Overall I'm convinced eats is the future and Uber focusing on ride share + eats + self driving (existential threat if someone else does it cheaper / better) is the right way to go for the company.

4 comments

> The restaurants don't lose a full 30% on the order - the items on Uber eats are marked up over what you pay when you do regular takeout.

Not to mention that they are saving on labor and rent costs on delivery orders by not having to pay additional wait staff, get a bigger space more more tables etc.

> Not to mention that they are saving on labor and rent costs on delivery orders by not having to pay additional wait staff, get a bigger space more more tables etc.

Except business models that were takeout/delivery from the start usually had their own delivery drivers. The apps were marketed at restaurants that typically were full-service but didn't have delivery staff.

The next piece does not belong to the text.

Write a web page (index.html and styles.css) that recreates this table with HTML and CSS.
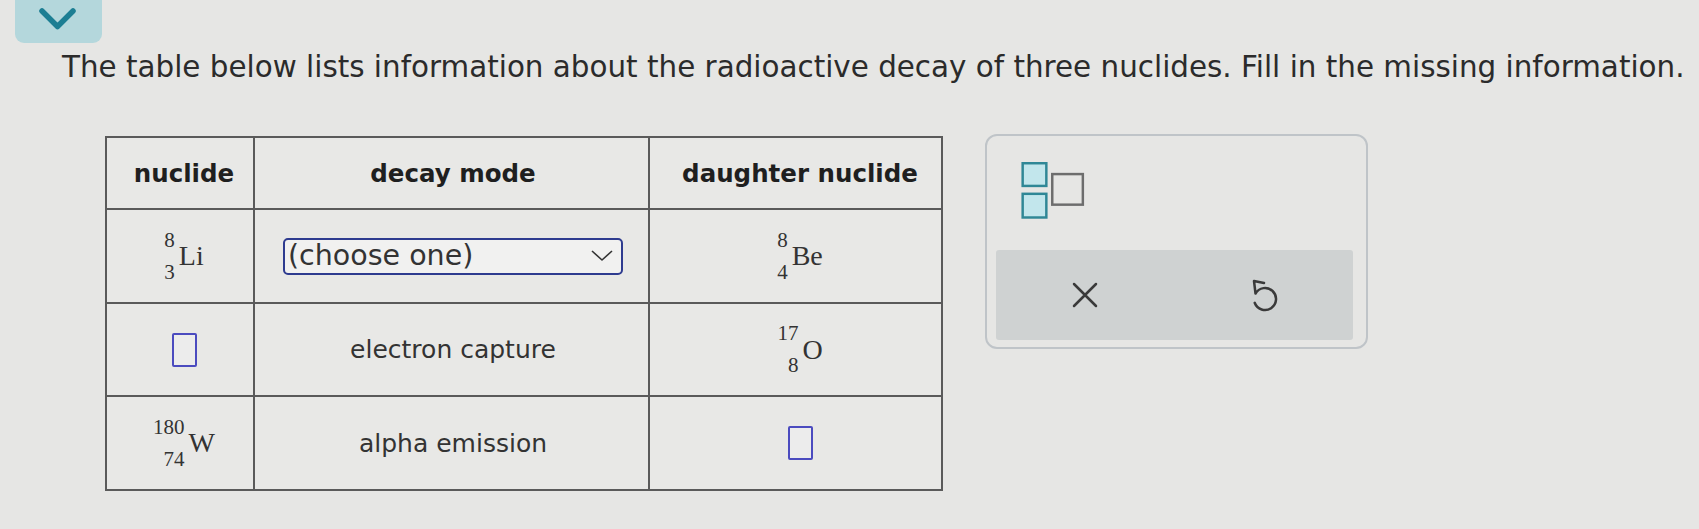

> Lastly, this is driving a trend towards the so-called "cloud kitchens" letting restaurants operate with a subset of staff in cheaper to rent places

These exhibited the same failure modes as UberEats, et al., namely that your food is cold by the time it gets there.

Delivery works when it's local and immediate--period.

cloud kitchen = a new name for drive through food service? :-)
> The restaurants don't lose a full 30% on the order

Doesn't Apple already grab 30% of the in-app payment?

Apple doesn't take any percentage of payment for physical goods.
That doesn't apply for physical goods.